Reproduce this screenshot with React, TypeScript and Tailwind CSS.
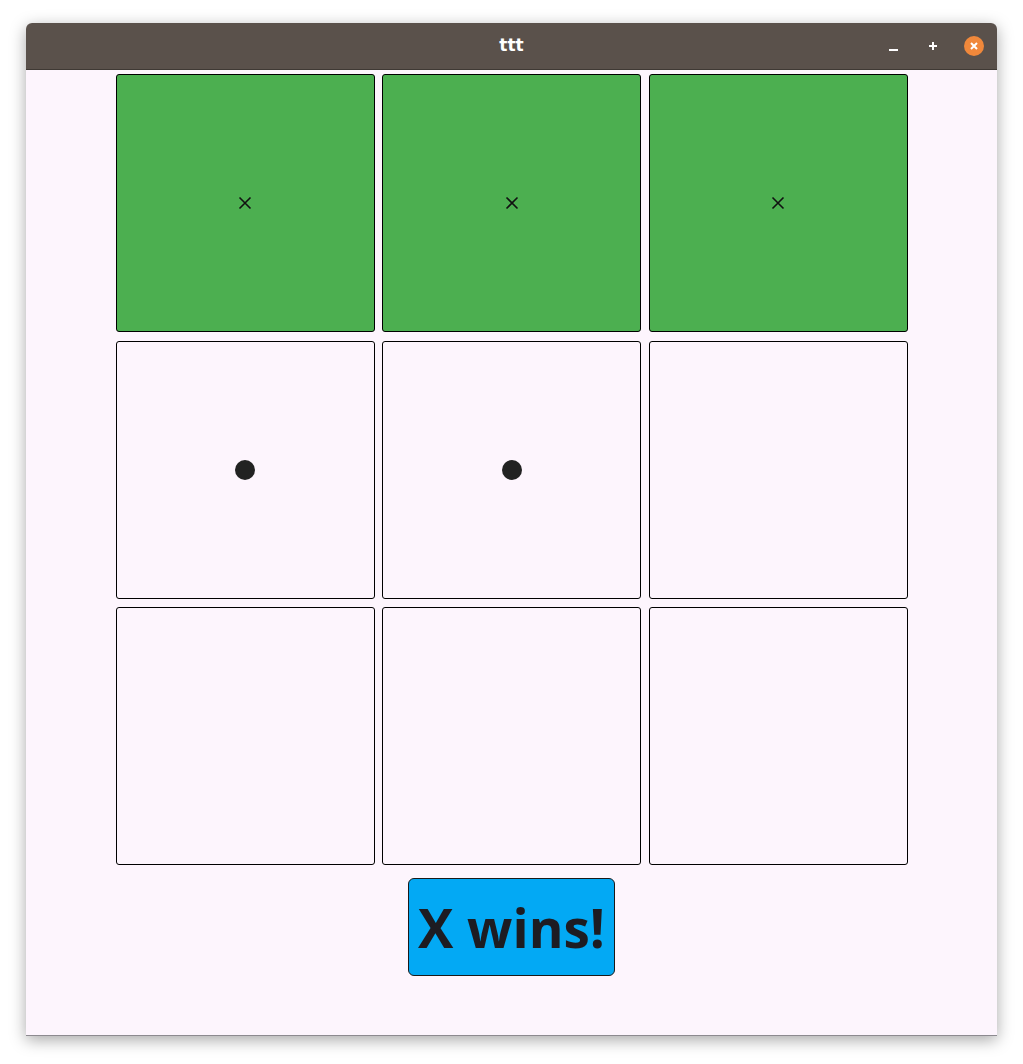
import { useState } from 'react'

type Mark = 'x' | 'o' | null

const initialBoard: Mark[] = ['x', 'x', 'x', 'o', 'o', null, null, null, null]
const winLine = [0, 1, 2]

function Cell({ mark, win }: { mark: Mark; win: boolean }) {
  return (
    <div
      className={`flex items-center justify-center rounded-[3px] border border-black ${
        win ? 'bg-[#4caf50]' : 'bg-[#fdf5fd]'
      }`}
    >
      {mark === 'x' && (
        <svg width="14" height="14" viewBox="0 0 14 14">
          <path d="M1.5 1.5 L12.5 12.5 M12.5 1.5 L1.5 12.5" stroke="#111" strokeWidth="1.6" />
        </svg>
      )}
      {mark === 'o' && <div className="h-5 w-5 rounded-full bg-[#222222]" />}
    </div>
  )
}

export default function App() {
  const [board] = useState<Mark[]>(initialBoard)

  return (
    <div className="h-[1064px] w-[1023px] bg-white pl-[26px] pt-[23px]" style={{ fontFamily: '"Open Sans", "Noto Sans", sans-serif' }}>
      <div className="flex h-[1013px] w-[971px] flex-col overflow-hidden rounded-t-[6px] border-b border-[#8d8a90] shadow-[0_4px_16px_rgba(0,0,0,0.35)]">
        <div className="relative flex h-[47px] shrink-0 items-center justify-center bg-[#5a514b] border-b border-[#3f3934]">
          <span className="text-[17px] font-bold text-white" style={{ fontFamily: '"DejaVu Sans", sans-serif' }}>ttt</span>
          <div className="absolute right-[13px] top-[13px] flex items-center">
            <div className="mt-[7px] h-[2px] w-[9px] bg-white" />
            <svg className="ml-[30px]" width="10" height="10" viewBox="0 0 10 10">
              <path d="M5 1 V9 M1 5 H9" stroke="white" strokeWidth="2" />
            </svg>
            <div className="ml-[26px] flex h-[20px] w-[20px] items-center justify-center rounded-full bg-[#f0883b]">
              <svg width="10" height="10" viewBox="0 0 10 10">
                <path d="M2 2 L8 8 M8 2 L2 8" stroke="white" strokeWidth="2" />
              </svg>
            </div>
          </div>
        </div>
        <div className="flex flex-1 flex-col items-center bg-[#fdf5fd] pt-[4px]">
          <div className="grid h-[791px] w-[792px] grid-cols-3 grid-rows-3 gap-x-[7.5px] gap-y-[8.5px]">
            {board.map((m, i) => (
              <Cell key={i} mark={m} win={winLine.includes(i)} />
            ))}
          </div>
          <button className="mt-[13px] flex h-[98px] w-[207px] items-center justify-center rounded-[6px] border border-[#1a1a1a] bg-[#03a9f4] text-[53px] font-bold leading-none text-[#1d1c22]">
            X wins!
          </button>
        </div>
      </div>
    </div>
  )
}
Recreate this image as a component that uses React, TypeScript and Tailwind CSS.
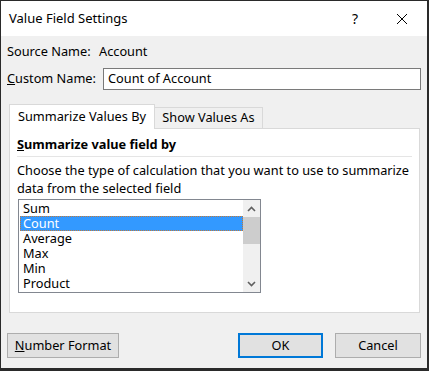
export default function App() {
  const items = ["Sum", "Count", "Average", "Max", "Min", "Product"]

  return (
    <div
      className="w-[429px] h-[371px] flex flex-col bg-[#f0f0f0] border-l border-t border-r-2 border-b-[3px] border-[#2a2a2a] text-[12.75px] text-black"
      style={{ fontFamily: '"Segoe UI", "Noto Sans", sans-serif' }}
    >
      {/* title bar */}
      <div className="h-[35px] bg-white flex items-center pl-[8px] shrink-0">
        <span className="text-[13px]">Value Field Settings</span>
        <div className="ml-auto flex items-center">
          <span className="text-[14px] w-[20px] text-center mr-[31px]">?</span>
          <svg width="12" height="12" viewBox="0 0 12 12" className="mr-[19px]">
            <path d="M1 1 L11 11 M11 1 L1 11" stroke="#000" strokeWidth="1" />
          </svg>
        </div>
      </div>

      <div className="flex flex-col px-[6px]">
        {/* source name */}
        <div className="mt-[7px] h-[18px] flex items-center">
          <span className="w-[92px]">Source Name:</span>
          <span>Account</span>
        </div>

        {/* custom name */}
        <div className="mt-[7px] flex items-center">
          <span className="w-[96px]">
            <span className="underline">C</span>ustom Name:
          </span>
          <div className="flex-1 h-[22px] bg-white border border-[#7a7a7a] flex items-center pl-[4px]">
            Count of Account
          </div>
        </div>

        {/* tabs */}
        <div className="mt-[14px] ml-[2px] flex items-end h-[24px]">
          <div className="h-[25px] w-[146px] bg-white border border-b-0 border-[#d9d9d9] flex items-center justify-center relative z-10 -mb-px">
            Summarize Values By
          </div>
          <div className="h-[21px] w-[108px] bg-[#f0f0f0] border border-l-0 border-b-0 border-[#d9d9d9] flex items-center justify-center">
            Show Values As
          </div>
        </div>

        {/* panel */}
        <div className="ml-[2px] mr-[1px] h-[185px] bg-white border border-[#d9d9d9] px-[7px] pt-[7px] flex flex-col">
          <div className="h-[18px] flex items-center font-bold">
            <span>
              <span className="underline">S</span>ummarize value field by
            </span>
          </div>
          <div className="mt-[2px] h-px bg-[#e5e5e5]" />
          <div className="mt-[4px] leading-[18px]">
            Choose the type of calculation that you want to use to summarize
            <br />
            data from the selected field
          </div>
          <div className="mt-[2px] ml-[1px] w-[243px] h-[94px] border border-[#828790] bg-white flex">
            <div className="flex-1 pt-[1px] pl-[1px]">
              {items.map((it) =>
                it === "Count" ? (
                  <div
                    key={it}
                    className="h-[15px] leading-[13px] pl-[2px] bg-[#3399ff] text-white border border-dotted border-[#c07a3a]"
                  >
                    {it}
                  </div>
                ) : (
                  <div key={it} className="h-[15px] leading-[15px] pl-[3px]">
                    {it}
                  </div>
                )
              )}
            </div>
            <div className="w-[17px] bg-[#f0f0f0] flex flex-col items-center">
              <div className="h-[17px] flex items-center justify-center">
                <svg width="9" height="6" viewBox="0 0 9 6">
                  <path d="M1 5 L4.5 1.5 L8 5" stroke="#606060" strokeWidth="1.6" fill="none" />
                </svg>
              </div>
              <div className="w-[17px] h-[27px] bg-[#cdcdcd]" />
              <div className="flex-1" />
              <div className="h-[17px] flex items-center justify-center">
                <svg width="9" height="6" viewBox="0 0 9 6">
                  <path d="M1 1 L4.5 4.5 L8 1" stroke="#606060" strokeWidth="1.6" fill="none" />
                </svg>
              </div>
            </div>
          </div>
        </div>

        {/* buttons */}
        <div className="mt-[20px] flex items-center">
          <button className="w-[112px] h-[25px] bg-[#e1e1e1] border border-[#adadad] flex items-center justify-center">
            <span>
              <span className="underline">N</span>umber Format
            </span>
          </button>
          <button className="ml-auto w-[85px] h-[25px] bg-[#e1e1e1] border-2 border-[#0078d7] flex items-center justify-center">
            OK
          </button>
          <button className="ml-[12px] w-[86px] h-[25px] bg-[#e1e1e1] border border-[#adadad] flex items-center justify-center">
            Cancel
          </button>
        </div>
      </div>
    </div>
  )
}
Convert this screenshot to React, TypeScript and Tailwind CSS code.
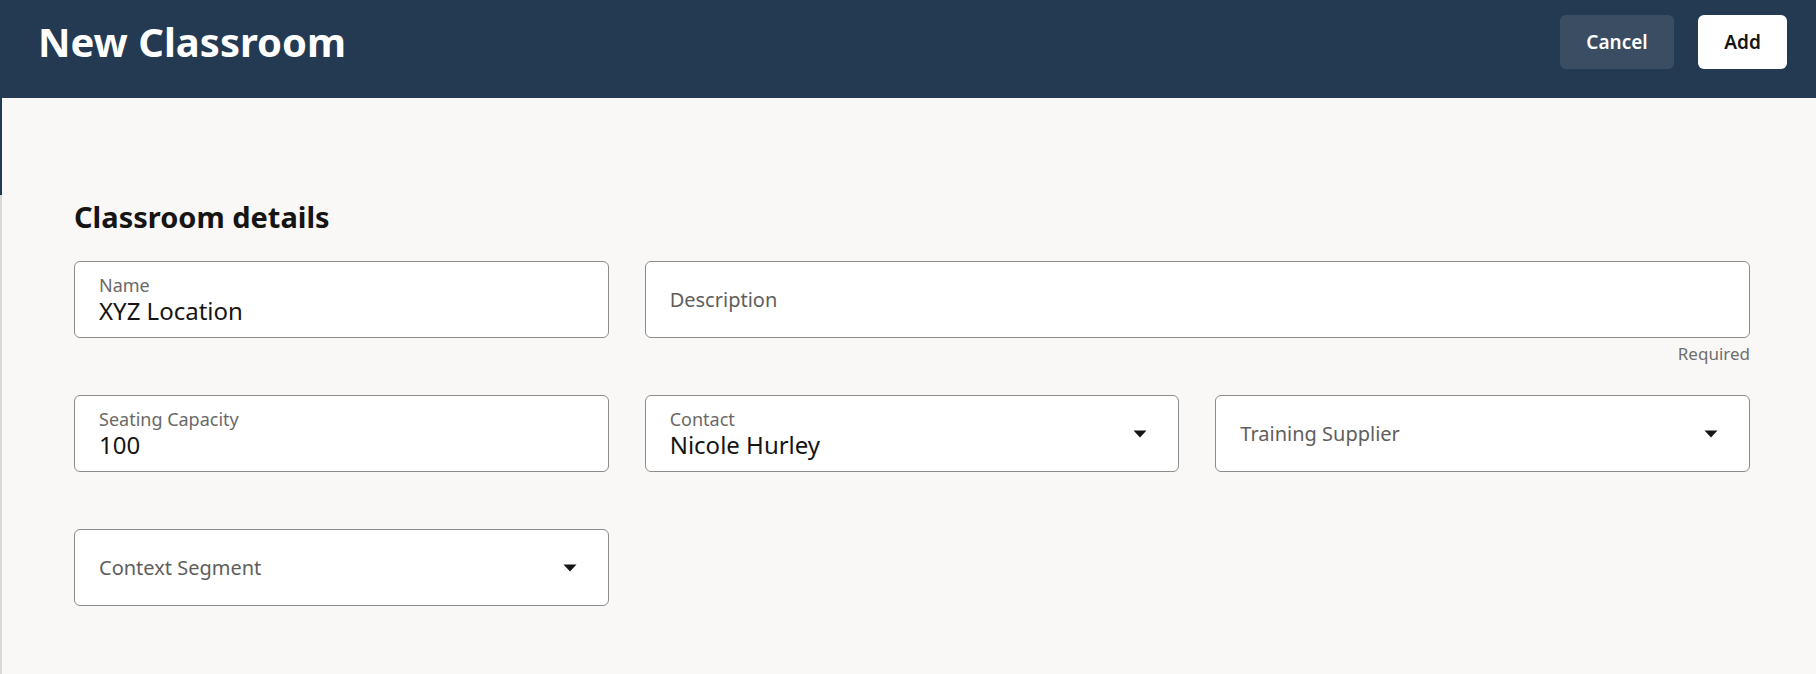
import React from "react";

const Caret: React.FC = () => (
  <svg width="14" height="8" viewBox="0 0 14 8" className="shrink-0">
    <path d="M0.5 0.5 H13.5 L7 7.5 Z" fill="#161513" />
  </svg>
);

interface FieldProps {
  label: string;
  value?: string;
  select?: boolean;
  helper?: string;
  className?: string;
}

const Field: React.FC<FieldProps> = ({ label, value, select, helper, className }) => (
  <div className={className}>
    <div className="h-[77px] bg-white border border-[#8d8c8a] rounded-[6px] flex items-center pl-[24px] pr-[31px]">
      {value ? (
        <div className="flex-1 flex flex-col h-full pt-[13px]">
          <span className="text-[18px] leading-[21px] text-[#6a6967]">{label}</span>
          <span className="text-[24px] leading-[28px] mt-[1px] text-[#161513]">{value}</span>
        </div>
      ) : (
        <span className="flex-1 text-[20px] leading-[28px] text-[#5f5e5c]">{label}</span>
      )}
      {select && <Caret />}
    </div>
    {/* helper row, keeps every row the same height */}
    <div className="h-[27px] pt-[6px] text-right text-[17px] leading-[20px] text-[#6f6e6c]">
      {helper}
    </div>
  </div>
);

export default function App() {
  return (
    <div className="min-h-screen w-full bg-[#f9f8f6] font-['Noto_Sans',sans-serif]">
      {/* Header */}
      <header className="h-[98px] bg-[#243a52] flex items-start justify-between pl-[38px] pr-[29px] pt-[15px]">
        <h1 className="text-white text-[40px] leading-[54px] font-bold">New Classroom</h1>
        <div className="flex gap-[24px]">
          <button className="w-[114px] h-[54px] rounded-[6px] bg-[#3a4d63] text-white text-[19px] font-semibold">
            Cancel
          </button>
          <button className="w-[89px] h-[54px] rounded-[6px] bg-white text-[#161513] text-[19px] font-semibold">
            Add
          </button>
        </div>
      </header>

      <div className="flex min-h-[576px]">
        {/* left rail */}
        <div className="w-[2px] flex flex-col">
          <div className="h-[97px] bg-[#243a52]" />
          <div className="flex-1 bg-[#d9d8d6]" />
        </div>

        <main className="flex-1 pl-[72px] pr-[66px] pt-[101px]">
          <h2 className="text-[29px] leading-[36px] font-bold text-[#161513] mb-[26px]">
            Classroom details
          </h2>
          <div className="grid grid-cols-3 gap-x-[36px] gap-y-[30px]">
            <Field label="Name" value="XYZ Location" />
            <Field label="Description" helper="Required" className="col-span-2" />
            <Field label="Seating Capacity" value="100" />
            <Field label="Contact" value="Nicole Hurley" select />
            <Field label="Training Supplier" select />
            <Field label="Context Segment" select />
          </div>
        </main>
      </div>
    </div>
  );
}
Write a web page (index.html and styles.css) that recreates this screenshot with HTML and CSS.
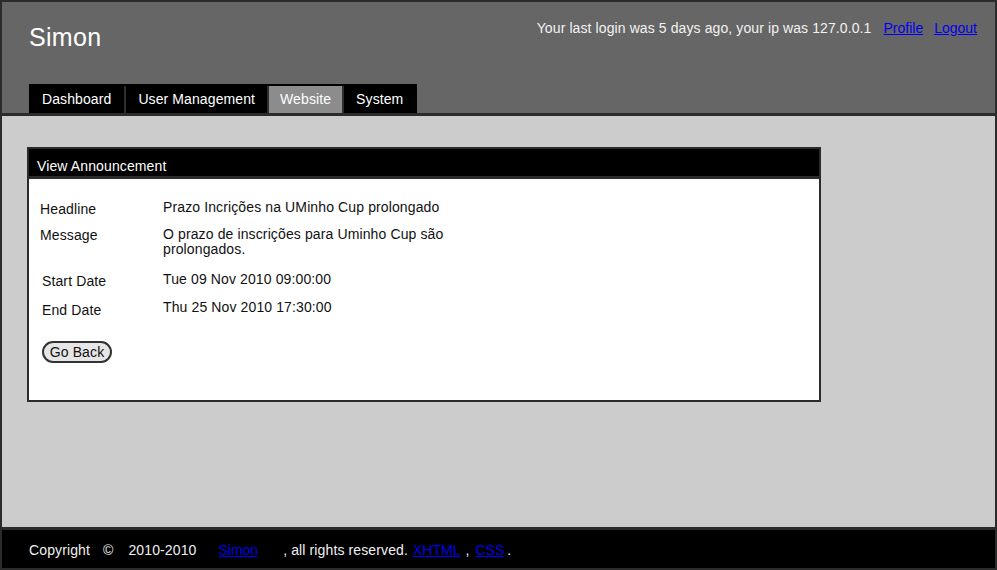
FILE: index.html
```html
<!DOCTYPE html>
<html>
<head>
<meta charset="utf-8">
<title>Simon</title>
<link rel="stylesheet" href="styles.css">
</head>
<body>
<div class="page">
  <header class="header">
    <div class="top">
      <div class="brand">Simon</div>
      <div class="userinfo">
        <span class="login">Your last login was 5 days ago, your ip was 127.0.0.1</span>
        <a href="#" class="ulink">Profile</a>
        <a href="#" class="ulink">Logout</a>
      </div>
    </div>
    <nav class="nav">
      <a href="#" class="tab">Dashboard</a>
      <a href="#" class="tab">User Management</a>
      <a href="#" class="tab active">Website</a>
      <a href="#" class="tab">System</a>
    </nav>
  </header>
  <main class="content">
    <section class="panel">
      <div class="panel-title">View Announcement</div>
      <div class="panel-body">
        <div class="row r-headline">
          <div class="label">Headline</div>
          <div class="value">Prazo Incrições na UMinho Cup prolongado</div>
        </div>
        <div class="row r-message">
          <div class="label label-msg">Message</div>
          <div class="value">O prazo de inscrições para Uminho Cup são prolongados.</div>
        </div>
        <div class="row r-start">
          <div class="label label-date">Start Date</div>
          <div class="value">Tue 09 Nov 2010 09:00:00</div>
        </div>
        <div class="row r-end">
          <div class="label label-date label-end">End Date</div>
          <div class="value">Thu 25 Nov 2010 17:30:00</div>
        </div>
        <button class="btn" type="button">Go Back</button>
      </div>
    </section>
  </main>
  <footer class="footer">
    <span class="f-copy">Copyright</span>
    <span class="f-sym">©</span>
    <span class="f-year">2010-2010</span>
    <a href="#" class="f-link f-simon">Simon</a>
    <span class="f-rights">, all rights reserved.</span>
    <a href="#" class="f-link f-xhtml">XHTML</a>
    <span class="f-comma">,</span>
    <a href="#" class="f-link f-css">CSS</a>
    <span class="f-dot">.</span>
  </footer>
</div>
</body>
</html>
```

FILE: styles.css
```css
* { box-sizing: border-box; }
html, body { margin: 0; padding: 0; }
body {
  font-family: "Liberation Sans", Arial, sans-serif;
  font-size: 14px;
  letter-spacing: 0.12px;
  background: #2b2b2b;
}
.page {
  width: 997px;
  height: 570px;
  border: 2px solid #2b2b2b;
  display: flex;
  flex-direction: column;
  overflow: hidden;
}
.header {
  background: #666666;
  height: 114px;
  border-bottom: 3px solid #2b2b2b;
  padding: 0 18px 0 27px;
  display: flex;
  flex-direction: column;
}
.top {
  display: flex;
  justify-content: space-between;
  align-items: flex-start;
}
.brand {
  color: #ffffff;
  font-size: 25px;
  letter-spacing: 0.3px;
  line-height: 28px;
  margin-top: 21px;
}
.userinfo {
  margin-top: 18px;
  color: #f2f2f2;
  line-height: 17px;
  letter-spacing: 0.1px;
  display: flex;
}
.ulink {
  color: #0000ee;
  text-decoration: underline;
  letter-spacing: 0;
  margin-left: 12px;
}
.ulink + .ulink { margin-left: 11px; }
.nav {
  margin-top: 33px;
  align-self: flex-start;
  display: flex;
  background: #000;
  padding-top: 2px;
  height: 29px;
}
.tab {
  color: #fff;
  text-decoration: none;
  letter-spacing: 0.1px;
  line-height: 27px;
  height: 27px;
  padding: 0 12px 0 12px;
  border-left: 2px solid #2e2e2e;
}
.tab:first-child { border-left: none; padding-left: 13px; padding-right: 13px; }
.tab:last-child { padding-right: 14px; }
.tab.active { background: #8c8c8c; padding: 0 11px; }
.content {
  flex: 1;
  background: #cccccc;
  padding: 31px 0 0 25px;
}
.panel {
  width: 794px;
  border: 2px solid #2b2b2b;
  background: #fff;
}
.panel-title {
  background: #000;
  color: #fff;
  height: 30px;
  border-bottom: 3px solid #2b2b2b;
  padding: 9px 8px 0;
  line-height: 17px;
}
.panel-body {
  padding: 21px 11px 36px;
  height: 221px;
}
.row {
  display: flex;
  align-items: flex-start;
  color: #111;
}
.label {
  width: 123px;
  flex: none;
  line-height: 15px;
  padding-top: 2px;
}
.label-msg { padding-top: 1px; }
.label-date { padding-left: 2px; padding-top: 2px; }
.label-end { padding-top: 3px; }
.value {
  width: 300px;
  line-height: 15px;
}
.r-message { margin-top: 10px; }
.r-start { margin-top: 15px; }
.r-end { margin-top: 11px; }
.btn {
  display: block;
  margin: 23px 0 0 2px;
  width: 70px;
  height: 22px;
  border: 2px solid #333;
  border-radius: 11px;
  background: #e6e6e6;
  font-family: "Liberation Sans", Arial, sans-serif;
  font-size: 14px;
  letter-spacing: 0.12px;
  color: #111;
  padding: 0;
  line-height: 18px;
}
.footer {
  height: 41px;
  border-top: 3px solid #2b2b2b;
  background: #000;
  color: #f0f0f0;
  display: flex;
  align-items: center;
  padding: 2px 0 0 27px;
  white-space: nowrap;
}
.f-link { color: #0000ee; text-decoration: underline; letter-spacing: 0; }
.f-sym { margin-left: 13px; }
.f-year { margin-left: 15px; }
.f-simon { margin-left: 22px; }
.f-rights { margin-left: 25px; }
.f-xhtml { margin-left: 5px; }
.f-comma { margin-left: 5px; }
.f-css { margin-left: 6px; }
.f-dot { margin-left: 3px; }
```
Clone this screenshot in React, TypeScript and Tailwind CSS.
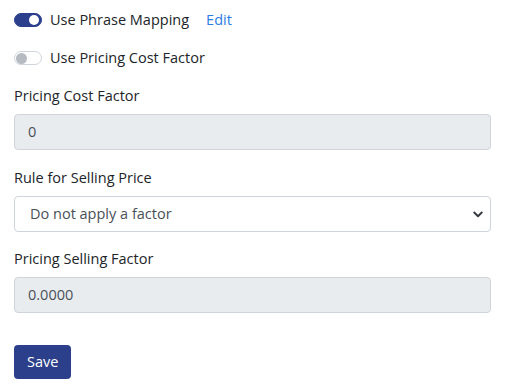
function Toggle({ on }: { on: boolean }) {
  return (
    <span
      className={
        on
          ? "flex h-[14px] w-[28px] shrink-0 items-center justify-end rounded-full border border-[#2b3f8c] bg-[#2b3f8c] px-[2px]"
          : "flex h-[14px] w-[28px] shrink-0 items-center justify-start rounded-full border border-[#ced4da] bg-white px-[1px]"
      }
    >
      <span
        className={
          on
            ? "h-[10px] w-[10px] rounded-full bg-white"
            : "h-[11px] w-[11px] rounded-full bg-[#b5bbc1]"
        }
      />
    </span>
  );
}

export default function App() {
  return (
    <div className="bg-white pl-[14px] pt-[9px] font-['Open_Sans',sans-serif] text-[14.5px] text-[#212529]">
      <div className="flex h-[22px] items-center">
        <Toggle on />
        <span className="ml-[8px] leading-[22px]">Use Phrase Mapping</span>
        <a href="#" className="ml-[17px] leading-[22px] text-[#2c7be5]">
          Edit
        </a>
      </div>

      <div className="mt-[16px] flex h-[22px] items-center">
        <Toggle on={false} />
        <span className="ml-[8px] leading-[22px]">Use Pricing Cost Factor</span>
      </div>

      <div className="w-[477px]">
        <label className="mt-[16px] block leading-[22px]">Pricing Cost Factor</label>
        <div className="mt-[7px] flex h-[36px] items-center rounded-[4px] border border-[#ced4da] bg-[#e9ecef] px-[13px] text-[#495057]">
          0
        </div>

        <label className="mt-[17px] block leading-[22px]">Rule for Selling Price</label>
        <div className="mt-[7px] flex h-[36px] items-center justify-between rounded-[4px] border border-[#ced4da] bg-white pl-[15px] pr-[6px] text-[#495057]">
          <span>Do not apply a factor</span>
          <svg width="12" height="12" viewBox="0 0 16 16" fill="none" stroke="#343a40" strokeWidth="2.5" strokeLinecap="round" strokeLinejoin="round">
            <path d="M3 6l5 5 5-5" />
          </svg>
        </div>

        <label className="mt-[16px] block leading-[22px]">Pricing Selling Factor</label>
        <div className="mt-[7px] flex h-[36px] items-center rounded-[4px] border border-[#ced4da] bg-[#e9ecef] px-[13px] text-[#495057]">
          0.0000
        </div>

        <button className="mt-[32px] h-[34px] rounded-[4px] bg-[#2b3f8a] px-[13px] text-white">
          Save
        </button>
      </div>
    </div>
  );
}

Direction =
Print the data above verbatim from the first line through the line holding "const winLine = [0, 1, 2]", leaving every picture out.

Task solution =
Reproduce this screenshot with React, TypeScript and Tailwind CSS.
import { useState } from 'react'

type Mark = 'x' | 'o' | null

const initialBoard: Mark[] = ['x', 'x', 'x', 'o', 'o', null, null, null, null]
const winLine = [0, 1, 2]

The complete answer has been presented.